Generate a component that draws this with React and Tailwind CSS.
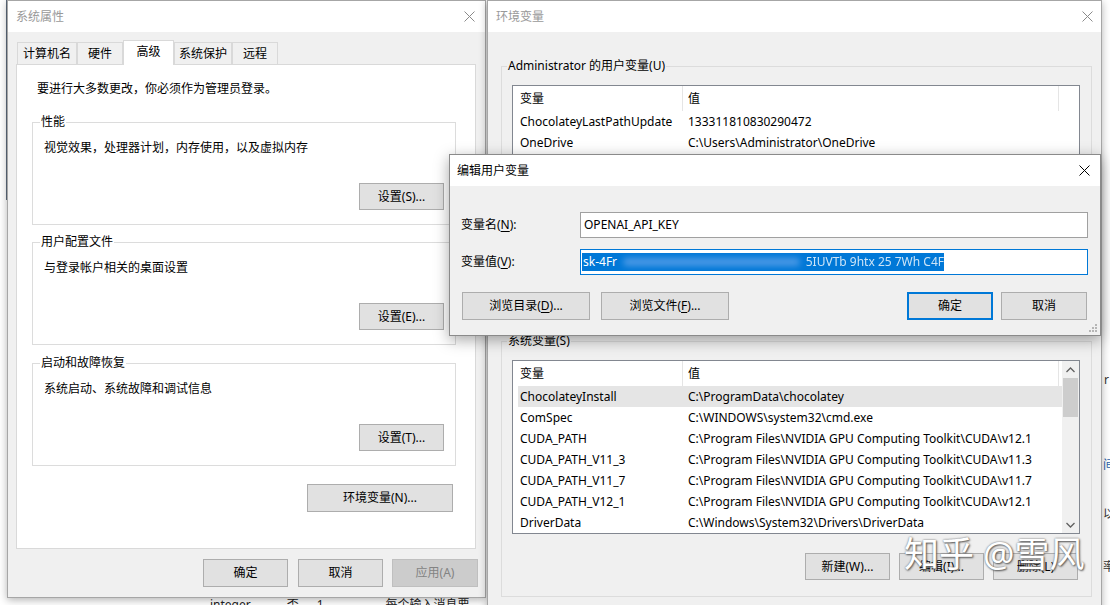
import React from "react";

function CloseX({ color }) {
  return (
    <svg width="11" height="11" viewBox="0 0 11 11">
      <path d="M0.5 0.5L10.5 10.5M10.5 0.5L0.5 10.5" stroke={color} strokeWidth="1" fill="none" />
    </svg>
  );
}

function Btn({ children, className = "", disabled, primary }) {
  return (
    <div
      className={`flex items-center justify-center border text-[12px] ${
        disabled
          ? "border-[#bfbfbf] bg-[#cccccc] text-[#838383]"
          : primary
          ? "border-[#0078d7] bg-[#e1e1e1] text-black shadow-[inset_0_0_0_1px_#0078d7]"
          : "border-[#adadad] bg-[#e1e1e1] text-black"
      } ${className}`}
    >
      {children}
    </div>
  );
}

function Group({ label, bg, labelClass = "ml-[7px]", className = "", inner = "", children }) {
  return (
    <div className={`flex flex-col border border-[#dcdcdc] ${className}`}>
      <div className={`-mt-[9px] w-fit px-[1px] leading-[16px] ${labelClass} ${bg}`}>{label}</div>
      <div className={`flex flex-1 flex-col ${inner}`}>{children}</div>
    </div>
  );
}

function U({ children }) {
  return <span className="underline underline-offset-2">{children}</span>;
}

function Chevron({ up }) {
  return (
    <svg width="9" height="6" viewBox="0 0 9 6">
      <path d={up ? "M0.5 5L4.5 1L8.5 5" : "M0.5 1L4.5 5L8.5 1"} stroke="#606060" strokeWidth="1.3" fill="none" />
    </svg>
  );
}

function VarList({ rows, scroll, selected }) {
  return (
    <div className="flex h-[174px] w-[568px] border border-[#828790] bg-white">
      <div className="flex flex-1 flex-col">
        <div className="flex h-[25px] items-center">
          <div className="h-full w-[170px] border-r border-[#e5e5e5] pl-[7px] leading-[25px]">变量</div>
          <div className="h-full w-[376px] border-r border-[#e5e5e5] pl-[5px] leading-[25px]">值</div>
        </div>
        {rows.map(([k, v], i) => (
          <div
            key={k}
            className={`ml-[5px] flex h-[21px] items-center ${i === selected ? "bg-[#e5e5e5]" : ""}`}
          >
            <div className="w-[168px] pl-[2px]">{k}</div>
            <div className="pl-[2px] whitespace-nowrap">{v}</div>
          </div>
        ))}
      </div>
      {scroll && (
        <div className="flex w-[17px] flex-col items-center bg-[#f0f0f0]">
          <div className="flex h-[17px] items-center">
            <Chevron up />
          </div>
          <div className="h-[39px] w-[15px] bg-[#cdcdcd]" />
          <div className="flex-1" />
          <div className="flex h-[17px] items-center">
            <Chevron />
          </div>
        </div>
      )}
    </div>
  );
}

const userRows = [
  ["ChocolateyLastPathUpdate", "133311810830290472"],
  ["OneDrive", "C:\\Users\\Administrator\\OneDrive"],
  ["Path", "C:\\Users\\Administrator\\AppData\\Local\\Microsoft\\WindowsApps;"],
  ["TEMP", "C:\\Users\\Administrator\\AppData\\Local\\Temp"],
  ["TMP", "C:\\Users\\Administrator\\AppData\\Local\\Temp"],
];

const sysRows = [
  ["ChocolateyInstall", "C:\\ProgramData\\chocolatey"],
  ["ComSpec", "C:\\WINDOWS\\system32\\cmd.exe"],
  ["CUDA_PATH", "C:\\Program Files\\NVIDIA GPU Computing Toolkit\\CUDA\\v12.1"],
  ["CUDA_PATH_V11_3", "C:\\Program Files\\NVIDIA GPU Computing Toolkit\\CUDA\\v11.3"],
  ["CUDA_PATH_V11_7", "C:\\Program Files\\NVIDIA GPU Computing Toolkit\\CUDA\\v11.7"],
  ["CUDA_PATH_V12_1", "C:\\Program Files\\NVIDIA GPU Computing Toolkit\\CUDA\\v12.1"],
  ["DriverData", "C:\\Windows\\System32\\Drivers\\DriverData"],
];

const tabs = [
  ["计算机名", "w-[60px]"],
  ["硬件", "w-[46px]"],
  ["高级", "w-[51px]"],
  ["系统保护", "w-[58px]"],
  ["远程", "w-[46px]"],
];

export default function App() {
  return (
    <div className="relative h-[605px] w-[1110px] overflow-hidden bg-white font-['Noto_Sans','Noto_Sans_CJK_SC',sans-serif] text-[12px] text-black">
      {/* desktop behind the windows */}
      <div className="absolute left-[6px] top-0 h-[200px] w-[1px] bg-[#5d6b7c]" />
      <div className="absolute left-0 top-[597px] flex w-[490px] text-[12px] leading-[16px] text-[#222]">
        <span className="ml-[210px]">integer</span>
        <span className="ml-[36px]">否</span>
        <span className="ml-[18px]">1</span>
        <span className="ml-[62px]">每个输入消息要</span>
      </div>
      <div className="absolute left-[1104px] top-[371px] text-[12px] text-[#333]">r</div>
      <div className="absolute left-[1103px] top-[456px] text-[12px] text-[#1f5fa8]">间</div>
      <div className="absolute left-[1103px] top-[505px] text-[12px] text-[#333]">以</div>
      <div className="absolute left-[1103px] top-[558px] text-[12px] text-[#333]">率</div>

      {/* 系统属性 */}
      <div className="absolute left-[7px] top-0 flex h-[598px] w-[479px] flex-col border border-[#a6a6a6] bg-[#f0f0f0] shadow-[0_2px_8px_rgba(0,0,0,0.3)]">
        <div className="flex h-[31px] items-center justify-between bg-white pl-[8px] pr-[10px] text-[#999]">
          <span>系统属性</span>
          <CloseX color="#8a8a8a" />
        </div>
        <div className="flex flex-col px-[8px] pt-[8px]">
          <div className="flex h-[24px] items-end pl-[1px]">
            {tabs.map(([t, w]) =>
              t === "高级" ? (
                <div
                  key={t}
                  className={`relative z-10 -mb-[1px] flex h-[25px] items-center justify-center border border-b-0 border-[#d9d9d9] bg-white pb-[3px] ${w}`}
                >
                  {t}
                </div>
              ) : (
                <div
                  key={t}
                  className={`flex h-[22px] items-center justify-center border border-b-0 border-[#d9d9d9] bg-[#f0f0f0] ${w}`}
                >
                  {t}
                </div>
              )
            )}
          </div>
          <div className="flex h-[485px] w-[460px] flex-col border border-[#d9d9d9] bg-white">
            <div className="mt-[16px] pl-[20px] leading-[16px]">要进行大多数更改，你必须作为管理员登录。</div>
            <div className="ml-[15px] flex w-[424px] flex-col">
              <Group label="性能" bg="bg-white" className="mt-[25px] h-[103px]" inner="px-[11px] pb-[14px]">
                <div className="mt-[10px] leading-[16px]">视觉效果，处理器计划，内存使用，以及虚拟内存</div>
                <Btn className="mt-auto h-[27px] w-[85px] self-end">设置(S)...</Btn>
              </Group>
              <Group label="用户配置文件" bg="bg-white" className="mt-[17px] h-[103px]" inner="px-[11px] pb-[14px]">
                <div className="mt-[10px] leading-[16px]">与登录帐户相关的桌面设置</div>
                <Btn className="mt-auto h-[27px] w-[85px] self-end">设置(E)...</Btn>
              </Group>
              <Group label="启动和故障恢复" bg="bg-white" className="mt-[18px] h-[103px]" inner="px-[11px] pb-[14px]">
                <div className="mt-[10px] leading-[16px]">系统启动、系统故障和调试信息</div>
                <Btn className="mt-auto h-[27px] w-[85px] self-end">设置(T)...</Btn>
              </Group>
              <Btn className="mr-[3px] mt-[18px] h-[28px] w-[146px] self-end">环境变量(N)...</Btn>
            </div>
          </div>
          <div className="-mr-[1px] mt-[10px] flex justify-end">
            <Btn className="h-[28px] w-[85px]">确定</Btn>
            <Btn className="ml-[10px] h-[28px] w-[85px]">取消</Btn>
            <Btn className="ml-[9px] h-[28px] w-[86px]" disabled>
              应用(A)
            </Btn>
          </div>
        </div>
      </div>

      {/* 环境变量 */}
      <div className="absolute left-[487px] top-0 flex h-[640px] w-[615px] flex-col border border-[#a6a6a6] bg-[#f0f0f0] shadow-[0_2px_8px_rgba(0,0,0,0.3)]">
        <div className="flex h-[31px] items-center justify-between bg-white pl-[8px] pr-[8px] text-[#999]">
          <span>环境变量</span>
          <CloseX color="#8a8a8a" />
        </div>
        <div className="ml-[13px] mt-[34px] flex w-[591px] flex-col">
          <Group label="Administrator 的用户变量(U)" bg="bg-[#f0f0f0]" labelClass="ml-[5px]" className="h-[258px]">
            <div className="ml-[10px] mt-[11px]">
              <VarList rows={userRows} />
            </div>
            <div className="mt-[19px] flex justify-end gap-[9px] pr-[13px]">
              <Btn className="h-[27px] w-[85px]">新建(N)...</Btn>
              <Btn className="h-[27px] w-[85px]">编辑(E)...</Btn>
              <Btn className="h-[27px] w-[85px]">删除(D)</Btn>
            </div>
          </Group>
          <Group label="系统变量(S)" bg="bg-[#f0f0f0]" labelClass="ml-[5px]" className="mt-[17px]" inner="pb-[16px]">
            <div className="ml-[10px] mt-[11px]">
              <VarList rows={sysRows} scroll selected={0} />
            </div>
            <div className="mt-[19px] flex justify-end gap-[9px] pr-[13px]">
              <Btn className="h-[27px] w-[85px]">新建(W)...</Btn>
              <Btn className="h-[27px] w-[85px]">编辑(I)...</Btn>
              <Btn className="h-[27px] w-[85px]">删除(L)</Btn>
            </div>
          </Group>
        </div>
      </div>

      {/* 编辑用户变量 */}
      <div className="absolute left-[449px] top-[154px] flex h-[182px] w-[652px] flex-col border border-[#8a8a8a] bg-[#f0f0f0] shadow-[0_4px_14px_rgba(0,0,0,0.35)]">
        <div className="flex h-[31px] items-center justify-between bg-white pl-[7px] pr-[10px]">
          <span>编辑用户变量</span>
          <CloseX color="#000" />
        </div>
        <div className="relative flex flex-1 flex-col pt-[26px]">
          <div className="flex items-center">
            <div className="w-[130px] pl-[11px]">
              变量名(<U>N</U>):
            </div>
            <div className="flex h-[26px] w-[508px] items-center border border-[#a0a0a0] bg-white pl-[3px]">OPENAI_API_KEY</div>
          </div>
          <div className="mt-[11px] flex items-center">
            <div className="w-[130px] pl-[11px]">
              变量值(<U>V</U>):
            </div>
            <div className="flex h-[26px] w-[508px] items-center border border-[#0078d7] bg-white pl-[1px]">
              <div className="flex h-[18px] w-[362px] items-center overflow-hidden bg-[#0078d7] pl-[1px] text-white">
                <span>sk-4Fr</span>
                <div className="mx-[6px] h-[8px] flex-1 rounded-full bg-[#4d9ae6] blur-[3px]" />
                <span className="text-white/80 blur-[0.7px]">5IUVTb 9htx 25 7Wh C4F</span>
              </div>
            </div>
          </div>
          <div className="mt-[17px] flex items-center gap-[11px] pl-[12px] pr-[13px]">
            <Btn className="h-[28px] w-[128px]">
              浏览目录(<U>D</U>)...
            </Btn>
            <Btn className="h-[28px] w-[128px]">
              浏览文件(<U>F</U>)...
            </Btn>
            <Btn className="ml-auto h-[28px] w-[86px]" primary>
              确定
            </Btn>
            <Btn className="ml-[-3px] h-[28px] w-[86px]">取消</Btn>
          </div>
          <svg className="absolute bottom-[2px] right-[2px]" width="9" height="9" viewBox="0 0 9 9">
            <g fill="#b5b5b5">
              <rect x="6" y="0" width="2" height="2" />
              <rect x="3" y="3" width="2" height="2" />
              <rect x="6" y="3" width="2" height="2" />
              <rect x="0" y="6" width="2" height="2" />
              <rect x="3" y="6" width="2" height="2" />
              <rect x="6" y="6" width="2" height="2" />
            </g>
          </svg>
        </div>
      </div>

      {/* watermark */}
      <div className="absolute left-[904px] top-[532px] text-[35px] leading-[44px] text-white [text-shadow:0_0_2px_#6b6b6b,1px_1px_2px_#555]">
        知乎 @雪风
      </div>
    </div>
  );
}
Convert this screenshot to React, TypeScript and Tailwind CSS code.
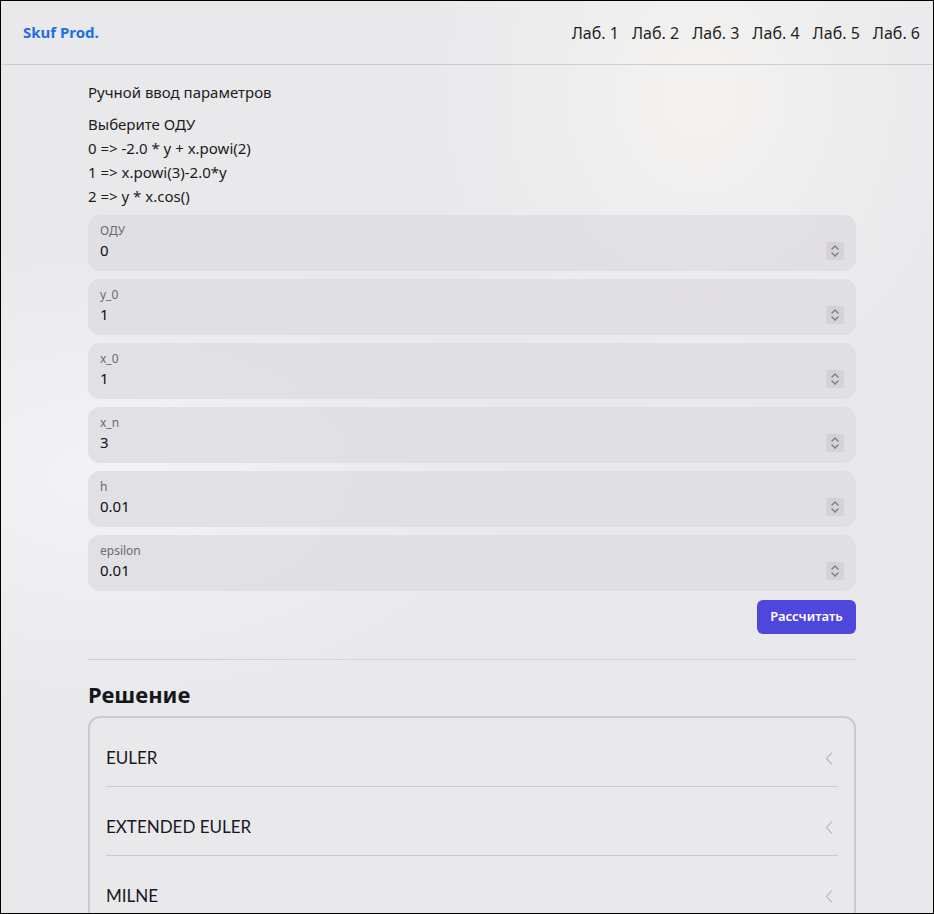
const labs = ['Лаб. 1', 'Лаб. 2', 'Лаб. 3', 'Лаб. 4', 'Лаб. 5', 'Лаб. 6'];

const fields = [
  { label: 'ОДУ', value: '0' },
  { label: 'y_0', value: '1' },
  { label: 'x_0', value: '1' },
  { label: 'x_n', value: '3' },
  { label: 'h', value: '0.01' },
  { label: 'epsilon', value: '0.01' },
];

const methods = ['EULER', 'EXTENDED EULER', 'MILNE'];

function Spinner() {
  return (
    <div className="w-[18px] h-[18px] rounded-[2px] bg-[#d4d2d8] flex items-center justify-center">
      <svg width="10" height="14" viewBox="0 0 10 14" fill="none" stroke="#7d7a85" strokeWidth="1.4" strokeLinecap="round" strokeLinejoin="round">
        <path d="M2 5 L5 2 L8 5" />
        <path d="M2 9 L5 12 L8 9" />
      </svg>
    </div>
  );
}

export default function App() {
  return (
    <div
      className="h-[914px] overflow-hidden border border-black bg-[#e9e8eb] bg-[radial-gradient(ellipse_at_75%_10%,#f4f3f1_0%,transparent_28%),radial-gradient(ellipse_at_12%_52%,#f3f3f5_0%,transparent_35%)] text-[#1c1c1c]"
      style={{ fontFamily: '"Noto Sans", "Open Sans", sans-serif' }}
    >
      <header className="h-[64px] flex items-center justify-between pl-[22px] pr-[13px] border-b border-[#cdccd0]">
        <span className="text-[15px] font-bold text-[#1d6fe2]">Skuf Prod.</span>
        <nav className="flex gap-[13px] text-[16px] text-[#1f1f1f]">
          {labs.map((l) => (
            <span key={l}>{l}</span>
          ))}
        </nav>
      </header>

      <main className="w-[768px] ml-[87px] pt-[15px]">
        <p className="text-[15px] leading-[24px]">Ручной ввод параметров</p>
        <div className="mt-[8px] text-[15px] leading-[24px]">
          <p>Выберите ОДУ</p>
          <p>0 =&gt; -2.0 * y + x.powi(2)</p>
          <p>1 =&gt; x.powi(3)-2.0*y</p>
          <p>2 =&gt; y * x.cos()</p>
        </div>

        <div className="mt-[7px] flex flex-col gap-[8px]">
          {fields.map((f) => (
            <div
              key={f.label}
              className="h-[56px] rounded-xl bg-[#dfdee2]/90 pl-[12px] pr-[12px] pt-[8px] flex items-start justify-between"
            >
              <div className="flex flex-col">
                <span className="text-[12px] leading-[16px] text-[#6b6a72]">{f.label}</span>
                <span className="text-[15px] leading-[22px] text-[#111]">{f.value}</span>
              </div>
              <div className="mt-[19px]">
                <Spinner />
              </div>
            </div>
          ))}
        </div>

        <div className="flex justify-end mt-[9px]">
          <button className="h-[34px] w-[99px] rounded-md bg-[#4f46dc] text-white text-[13px] font-semibold">
            Рассчитать
          </button>
        </div>

        <div className="mt-[25px] border-t border-[#d2d1d5]" />

        <h2 className="mt-[20px] text-[22px] leading-[28px] font-bold text-[#15171c]">Решение</h2>

        <div className="mt-[8px] rounded-xl border-2 border-[#cbcace] px-[16px]" style={{ fontFamily: 'Lato, sans-serif' }}>
          {methods.map((m, i) => (
            <div
              key={m}
              className={`h-[69px] pt-[29px] flex items-start justify-between ${i < methods.length - 1 ? 'border-b border-[#cbcace]' : ''}`}
            >
              <span className="text-[17px] leading-[22px] text-[#16191f]">{m}</span>
              <svg width="8" height="13" viewBox="0 0 8 13" fill="none" stroke="#aeadb3" strokeWidth="1.1" strokeLinecap="round" strokeLinejoin="round" className="mt-[5px] mr-[5px]">
                <path d="M6.5 1 L1.5 6.5 L6.5 12" />
              </svg>
            </div>
          ))}
        </div>
      </main>
    </div>
  );
}
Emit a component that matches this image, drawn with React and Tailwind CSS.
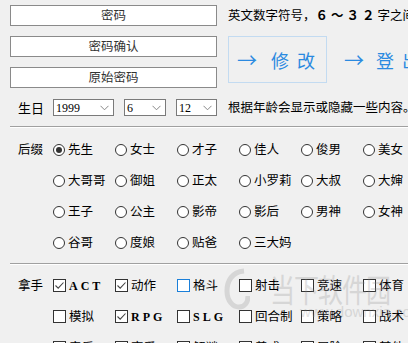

====

== WORK TO COMPLETE ==
Find every line that holds "component" and copy it.

== FULL ANSWER ==
Generate a component that draws this with React and Tailwind CSS.
Emit a component that matches this image, drawn with React and Tailwind CSS.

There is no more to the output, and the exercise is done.